━━━ Entries ━━━
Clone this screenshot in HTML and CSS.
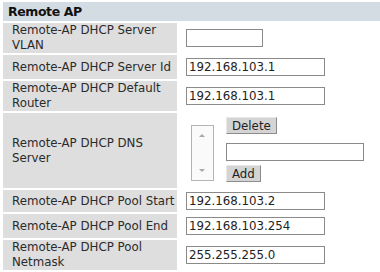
━━━
━━━ Entries ━━━
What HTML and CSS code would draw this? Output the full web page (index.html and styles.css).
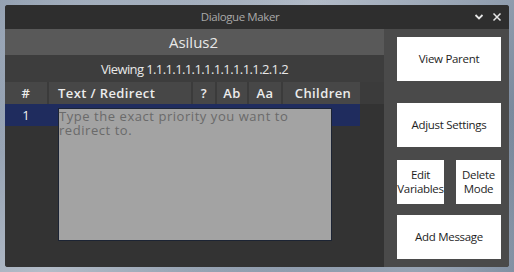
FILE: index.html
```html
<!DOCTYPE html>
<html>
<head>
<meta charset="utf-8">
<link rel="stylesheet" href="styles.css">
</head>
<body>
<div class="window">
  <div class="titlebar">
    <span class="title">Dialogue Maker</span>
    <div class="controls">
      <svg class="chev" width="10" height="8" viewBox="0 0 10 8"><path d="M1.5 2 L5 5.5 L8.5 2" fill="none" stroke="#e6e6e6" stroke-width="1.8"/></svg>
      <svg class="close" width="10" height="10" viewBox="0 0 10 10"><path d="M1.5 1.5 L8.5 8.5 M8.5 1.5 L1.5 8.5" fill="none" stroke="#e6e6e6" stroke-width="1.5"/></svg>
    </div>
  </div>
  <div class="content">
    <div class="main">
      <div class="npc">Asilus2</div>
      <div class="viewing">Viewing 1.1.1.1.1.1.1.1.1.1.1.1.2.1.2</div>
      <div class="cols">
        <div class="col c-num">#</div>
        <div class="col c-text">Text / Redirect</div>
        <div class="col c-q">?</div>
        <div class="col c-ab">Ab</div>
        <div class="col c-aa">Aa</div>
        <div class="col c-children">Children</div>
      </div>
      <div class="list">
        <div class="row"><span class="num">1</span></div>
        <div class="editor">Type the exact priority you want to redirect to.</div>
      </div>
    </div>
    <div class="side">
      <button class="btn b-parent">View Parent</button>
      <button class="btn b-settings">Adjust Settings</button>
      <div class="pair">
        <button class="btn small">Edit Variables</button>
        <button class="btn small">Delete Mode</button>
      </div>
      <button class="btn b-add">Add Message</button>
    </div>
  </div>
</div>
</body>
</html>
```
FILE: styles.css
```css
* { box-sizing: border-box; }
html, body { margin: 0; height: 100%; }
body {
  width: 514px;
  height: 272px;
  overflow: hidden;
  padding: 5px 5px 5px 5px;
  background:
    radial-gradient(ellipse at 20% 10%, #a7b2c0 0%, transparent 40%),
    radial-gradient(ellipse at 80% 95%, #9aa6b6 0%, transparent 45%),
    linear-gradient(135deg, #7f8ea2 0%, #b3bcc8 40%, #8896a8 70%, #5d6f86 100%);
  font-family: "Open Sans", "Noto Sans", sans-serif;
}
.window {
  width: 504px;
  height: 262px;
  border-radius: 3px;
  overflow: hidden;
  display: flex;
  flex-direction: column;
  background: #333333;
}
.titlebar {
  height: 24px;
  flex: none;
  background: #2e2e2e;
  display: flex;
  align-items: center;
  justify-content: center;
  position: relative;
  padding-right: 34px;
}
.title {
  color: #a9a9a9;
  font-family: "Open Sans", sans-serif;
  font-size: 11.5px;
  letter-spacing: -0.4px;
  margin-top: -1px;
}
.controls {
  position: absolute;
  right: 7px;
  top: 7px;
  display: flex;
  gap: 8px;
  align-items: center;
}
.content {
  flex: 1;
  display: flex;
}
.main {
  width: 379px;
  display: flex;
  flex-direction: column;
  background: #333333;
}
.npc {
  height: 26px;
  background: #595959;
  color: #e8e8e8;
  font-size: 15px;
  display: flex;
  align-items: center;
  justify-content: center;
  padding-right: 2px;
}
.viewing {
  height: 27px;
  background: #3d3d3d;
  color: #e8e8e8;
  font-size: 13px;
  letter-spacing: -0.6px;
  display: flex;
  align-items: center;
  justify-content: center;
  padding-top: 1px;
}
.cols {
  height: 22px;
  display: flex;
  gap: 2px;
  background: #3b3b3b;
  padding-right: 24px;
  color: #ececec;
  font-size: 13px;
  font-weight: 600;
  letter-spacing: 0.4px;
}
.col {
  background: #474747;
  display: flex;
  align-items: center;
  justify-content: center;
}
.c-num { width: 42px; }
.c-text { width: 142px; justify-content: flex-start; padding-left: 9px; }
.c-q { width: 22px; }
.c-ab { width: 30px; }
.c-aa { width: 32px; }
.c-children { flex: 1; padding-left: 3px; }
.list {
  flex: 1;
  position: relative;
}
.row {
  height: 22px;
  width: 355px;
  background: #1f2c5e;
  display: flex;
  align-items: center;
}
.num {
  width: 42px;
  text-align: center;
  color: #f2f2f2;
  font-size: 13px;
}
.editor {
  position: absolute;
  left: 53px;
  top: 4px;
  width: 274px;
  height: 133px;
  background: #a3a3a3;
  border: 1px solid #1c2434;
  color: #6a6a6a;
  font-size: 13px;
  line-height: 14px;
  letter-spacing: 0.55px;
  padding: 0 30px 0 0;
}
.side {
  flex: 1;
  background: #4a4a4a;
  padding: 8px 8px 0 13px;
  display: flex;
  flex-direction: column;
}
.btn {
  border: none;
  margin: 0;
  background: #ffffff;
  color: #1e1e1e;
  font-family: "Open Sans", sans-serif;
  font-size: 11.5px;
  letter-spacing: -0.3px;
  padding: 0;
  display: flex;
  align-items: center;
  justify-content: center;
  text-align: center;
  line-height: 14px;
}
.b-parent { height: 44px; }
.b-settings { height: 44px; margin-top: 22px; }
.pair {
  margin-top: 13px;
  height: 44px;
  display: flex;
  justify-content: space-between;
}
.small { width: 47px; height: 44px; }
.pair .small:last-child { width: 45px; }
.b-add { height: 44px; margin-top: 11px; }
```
━━━
The task: Extract all lines that hold the word "styles".

Task solution:
What HTML and CSS code would draw this? Output the full web page (index.html and styles.css).
<link rel="stylesheet" href="styles.css">
FILE: styles.css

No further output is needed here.